§ **Data section**:
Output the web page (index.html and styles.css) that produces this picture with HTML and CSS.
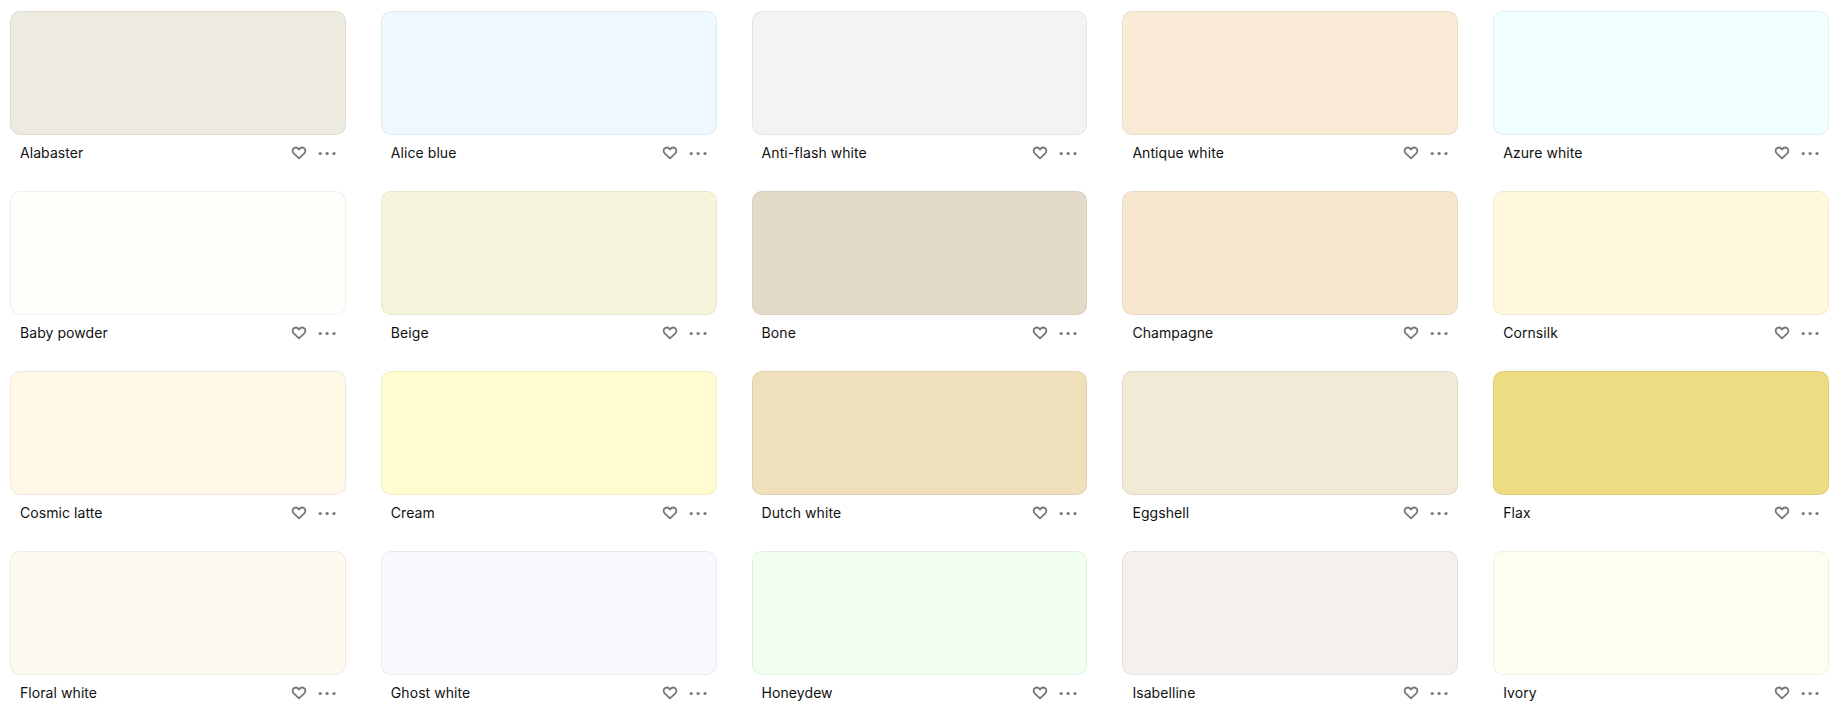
FILE: index.html
```html
<!DOCTYPE html>
<html lang="en">
<head>
  <meta charset="UTF-8">
  <meta name="viewport" content="width=device-width, initial-scale=1.0">
  <title>White Colors</title>
  <link rel="stylesheet" href="styles.css">
</head>
<body>
  <div class="colors-grid" id="colors"></div>

  <template id="card-template">
    <div class="color-card">
      <div class="color-swatch"></div>
      <div class="color-info">
        <span class="color-name"></span>
        <button class="icon-btn" aria-label="Save color">
          <svg width="16" height="16" viewBox="0 0 16 16" fill="none" stroke="currentColor" stroke-width="1.8" stroke-linejoin="round">
            <path d="M8 13.3 L2.7 8.3 C1.2 6.8 1.3 4.4 2.8 3.3 C4.4 2.2 6.6 2.5 8 4.5 C9.4 2.5 11.6 2.2 13.2 3.3 C14.7 4.4 14.8 6.8 13.3 8.3 Z"/>
          </svg>
        </button>
        <button class="icon-btn" aria-label="More options">
          <svg width="20" height="16" viewBox="0 0 20 16" fill="currentColor">
            <circle cx="3.2" cy="8.5" r="1.6"/>
            <circle cx="10.1" cy="8.5" r="1.6"/>
            <circle cx="17" cy="8.5" r="1.6"/>
          </svg>
        </button>
      </div>
    </div>
  </template>

  <script>
    const colors = [
      ['Alabaster', '#edeae0'],
      ['Alice blue', '#f0f8ff'],
      ['Anti-flash white', '#f2f3f4'],
      ['Antique white', '#faebd7'],
      ['Azure white', '#f0ffff'],
      ['Baby powder', '#fefefa'],
      ['Beige', '#f5f5dc'],
      ['Bone', '#e3dac9'],
      ['Champagne', '#f7e7ce'],
      ['Cornsilk', '#fff8dc'],
      ['Cosmic latte', '#fff8e7'],
      ['Cream', '#fffdd0'],
      ['Dutch white', '#efdfbb'],
      ['Eggshell', '#f0ead6'],
      ['Flax', '#eedc82'],
      ['Floral white', '#fffaf0'],
      ['Ghost white', '#f8f8ff'],
      ['Honeydew', '#f0fff0'],
      ['Isabelline', '#f4f0ec'],
      ['Ivory', '#fffff0']
    ];

    const grid = document.getElementById('colors');
    const template = document.getElementById('card-template');

    colors.forEach(([name, hex]) => {
      const card = template.content.cloneNode(true);
      card.querySelector('.color-swatch').style.backgroundColor = hex;
      card.querySelector('.color-name').textContent = name;
      grid.appendChild(card);
    });
  </script>
</body>
</html>
```

FILE: styles.css
```css
* {
  margin: 0;
  padding: 0;
  box-sizing: border-box;
}

body {
  font-family: Inter, 'Liberation Sans', sans-serif;
  background-color: #fff;
  color: #111;
  overflow: hidden;
}

.colors-grid {
  display: grid;
  grid-template-columns: repeat(5, 1fr);
  gap: 20px 35px;
  padding: 11px 10px 0;
}

.color-card {
  height: 160px;
}

.color-swatch {
  height: 124px;
  border-radius: 10px;
  box-shadow: inset 0 0 0 1px rgba(0, 0, 0, 0.06);
}

.color-info {
  display: flex;
  align-items: center;
  height: 36px;
  padding: 0 9px 0 10px;
}

.color-name {
  flex: 1;
  font-size: 14px;
  line-height: 20px;
  letter-spacing: 0.07px;
}

.icon-btn {
  display: flex;
  border: none;
  background: none;
  color: #777;
  cursor: pointer;
}

.icon-btn + .icon-btn {
  margin-left: 10px;
}
```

§ **Given task**: Copy the whole of the material above exactly, but not its images.

§ **Correct response**:
Output the web page (index.html and styles.css) that produces this picture with HTML and CSS.
FILE: index.html
```html
<!DOCTYPE html>
<html lang="en">
<head>
  <meta charset="UTF-8">
  <meta name="viewport" content="width=device-width, initial-scale=1.0">
  <title>White Colors</title>
  <link rel="stylesheet" href="styles.css">
</head>
<body>
  <div class="colors-grid" id="colors"></div>

  <template id="card-template">
    <div class="color-card">
      <div class="color-swatch"></div>
      <div class="color-info">
        <span class="color-name"></span>
        <button class="icon-btn" aria-label="Save color">
          <svg width="16" height="16" viewBox="0 0 16 16" fill="none" stroke="currentColor" stroke-width="1.8" stroke-linejoin="round">
            <path d="M8 13.3 L2.7 8.3 C1.2 6.8 1.3 4.4 2.8 3.3 C4.4 2.2 6.6 2.5 8 4.5 C9.4 2.5 11.6 2.2 13.2 3.3 C14.7 4.4 14.8 6.8 13.3 8.3 Z"/>
          </svg>
        </button>
        <button class="icon-btn" aria-label="More options">
          <svg width="20" height="16" viewBox="0 0 20 16" fill="currentColor">
            <circle cx="3.2" cy="8.5" r="1.6"/>
            <circle cx="10.1" cy="8.5" r="1.6"/>
            <circle cx="17" cy="8.5" r="1.6"/>
          </svg>
        </button>
      </div>
    </div>
  </template>

  <script>
    const colors = [
      ['Alabaster', '#edeae0'],
      ['Alice blue', '#f0f8ff'],
      ['Anti-flash white', '#f2f3f4'],
      ['Antique white', '#faebd7'],
      ['Azure white', '#f0ffff'],
      ['Baby powder', '#fefefa'],
      ['Beige', '#f5f5dc'],
      ['Bone', '#e3dac9'],
      ['Champagne', '#f7e7ce'],
      ['Cornsilk', '#fff8dc'],
      ['Cosmic latte', '#fff8e7'],
      ['Cream', '#fffdd0'],
      ['Dutch white', '#efdfbb'],
      ['Eggshell', '#f0ead6'],
      ['Flax', '#eedc82'],
      ['Floral white', '#fffaf0'],
      ['Ghost white', '#f8f8ff'],
      ['Honeydew', '#f0fff0'],
      ['Isabelline', '#f4f0ec'],
      ['Ivory', '#fffff0']
    ];

    const grid = document.getElementById('colors');
    const template = document.getElementById('card-template');

    colors.forEach(([name, hex]) => {
      const card = template.content.cloneNode(true);
      card.querySelector('.color-swatch').style.backgroundColor = hex;
      card.querySelector('.color-name').textContent = name;
      grid.appendChild(card);
    });
  </script>
</body>
</html>
```

FILE: styles.css
```css
* {
  margin: 0;
  padding: 0;
  box-sizing: border-box;
}

body {
  font-family: Inter, 'Liberation Sans', sans-serif;
  background-color: #fff;
  color: #111;
  overflow: hidden;
}

.colors-grid {
  display: grid;
  grid-template-columns: repeat(5, 1fr);
  gap: 20px 35px;
  padding: 11px 10px 0;
}

.color-card {
  height: 160px;
}

.color-swatch {
  height: 124px;
  border-radius: 10px;
  box-shadow: inset 0 0 0 1px rgba(0, 0, 0, 0.06);
}

.color-info {
  display: flex;
  align-items: center;
  height: 36px;
  padding: 0 9px 0 10px;
}

.color-name {
  flex: 1;
  font-size: 14px;
  line-height: 20px;
  letter-spacing: 0.07px;
}

.icon-btn {
  display: flex;
  border: none;
  background: none;
  color: #777;
  cursor: pointer;
}

.icon-btn + .icon-btn {
  margin-left: 10px;
}
```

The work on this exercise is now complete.